*GIVEN INSTRUCTION*.
Transcribe the material from its first line onward, ending with the line that contains "string; value: string;" and adding nothing beyond it.

*RECORDED DATA*.
———
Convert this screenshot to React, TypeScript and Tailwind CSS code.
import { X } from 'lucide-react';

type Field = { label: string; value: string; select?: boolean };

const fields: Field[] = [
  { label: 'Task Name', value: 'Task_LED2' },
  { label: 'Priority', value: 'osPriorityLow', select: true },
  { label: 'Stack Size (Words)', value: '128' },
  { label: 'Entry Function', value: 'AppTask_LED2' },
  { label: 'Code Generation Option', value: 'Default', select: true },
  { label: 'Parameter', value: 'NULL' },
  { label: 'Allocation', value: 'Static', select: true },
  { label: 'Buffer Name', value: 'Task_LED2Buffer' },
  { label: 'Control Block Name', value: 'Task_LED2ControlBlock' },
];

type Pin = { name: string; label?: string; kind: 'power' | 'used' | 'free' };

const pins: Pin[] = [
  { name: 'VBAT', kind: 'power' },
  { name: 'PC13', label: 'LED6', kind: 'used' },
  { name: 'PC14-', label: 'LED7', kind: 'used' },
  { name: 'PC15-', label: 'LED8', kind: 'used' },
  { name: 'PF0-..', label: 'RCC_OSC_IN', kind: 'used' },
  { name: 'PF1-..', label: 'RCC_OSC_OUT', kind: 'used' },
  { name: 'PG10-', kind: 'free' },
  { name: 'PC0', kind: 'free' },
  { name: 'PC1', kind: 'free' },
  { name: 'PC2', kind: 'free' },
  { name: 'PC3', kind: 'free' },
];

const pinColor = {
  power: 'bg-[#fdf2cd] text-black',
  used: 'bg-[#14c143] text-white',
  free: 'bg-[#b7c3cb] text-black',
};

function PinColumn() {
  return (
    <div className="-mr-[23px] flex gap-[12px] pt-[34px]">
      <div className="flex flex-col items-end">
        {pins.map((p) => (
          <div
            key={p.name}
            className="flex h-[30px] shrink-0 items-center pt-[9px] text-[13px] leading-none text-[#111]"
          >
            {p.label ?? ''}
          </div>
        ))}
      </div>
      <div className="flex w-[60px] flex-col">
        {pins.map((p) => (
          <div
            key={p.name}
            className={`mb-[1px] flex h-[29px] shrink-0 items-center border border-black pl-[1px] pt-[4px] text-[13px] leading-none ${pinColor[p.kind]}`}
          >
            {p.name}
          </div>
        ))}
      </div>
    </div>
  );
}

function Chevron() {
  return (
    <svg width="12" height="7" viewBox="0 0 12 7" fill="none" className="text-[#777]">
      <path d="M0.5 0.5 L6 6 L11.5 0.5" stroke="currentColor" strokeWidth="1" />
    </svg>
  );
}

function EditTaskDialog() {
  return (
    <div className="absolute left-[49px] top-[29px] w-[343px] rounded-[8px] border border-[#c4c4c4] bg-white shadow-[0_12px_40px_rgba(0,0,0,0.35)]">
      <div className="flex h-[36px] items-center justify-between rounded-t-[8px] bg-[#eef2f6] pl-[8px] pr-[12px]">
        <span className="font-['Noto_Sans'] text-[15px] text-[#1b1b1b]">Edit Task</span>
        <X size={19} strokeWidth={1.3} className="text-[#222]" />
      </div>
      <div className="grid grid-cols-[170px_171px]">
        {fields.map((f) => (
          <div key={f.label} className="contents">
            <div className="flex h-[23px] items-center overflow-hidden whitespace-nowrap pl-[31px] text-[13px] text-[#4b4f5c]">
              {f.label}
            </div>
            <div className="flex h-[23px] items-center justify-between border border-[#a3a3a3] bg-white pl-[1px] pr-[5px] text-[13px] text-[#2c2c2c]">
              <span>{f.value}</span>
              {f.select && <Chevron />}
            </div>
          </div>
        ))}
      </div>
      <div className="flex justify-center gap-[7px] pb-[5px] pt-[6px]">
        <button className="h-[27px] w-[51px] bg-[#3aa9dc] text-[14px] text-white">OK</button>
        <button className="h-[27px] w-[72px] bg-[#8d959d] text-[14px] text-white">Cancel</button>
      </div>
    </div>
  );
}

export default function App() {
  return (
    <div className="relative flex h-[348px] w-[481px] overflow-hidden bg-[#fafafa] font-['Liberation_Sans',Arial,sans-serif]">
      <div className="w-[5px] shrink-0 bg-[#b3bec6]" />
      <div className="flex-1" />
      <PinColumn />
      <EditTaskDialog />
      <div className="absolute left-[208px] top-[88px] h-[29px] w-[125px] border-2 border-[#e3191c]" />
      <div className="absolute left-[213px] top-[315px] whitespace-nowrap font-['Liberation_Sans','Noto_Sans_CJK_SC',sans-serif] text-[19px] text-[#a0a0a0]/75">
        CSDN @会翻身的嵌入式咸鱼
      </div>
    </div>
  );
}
———
*THE OUTPUT*.
Convert this screenshot to React, TypeScript and Tailwind CSS code.
import { X } from 'lucide-react';

type Field = { label: string; value: string; select?: boolean };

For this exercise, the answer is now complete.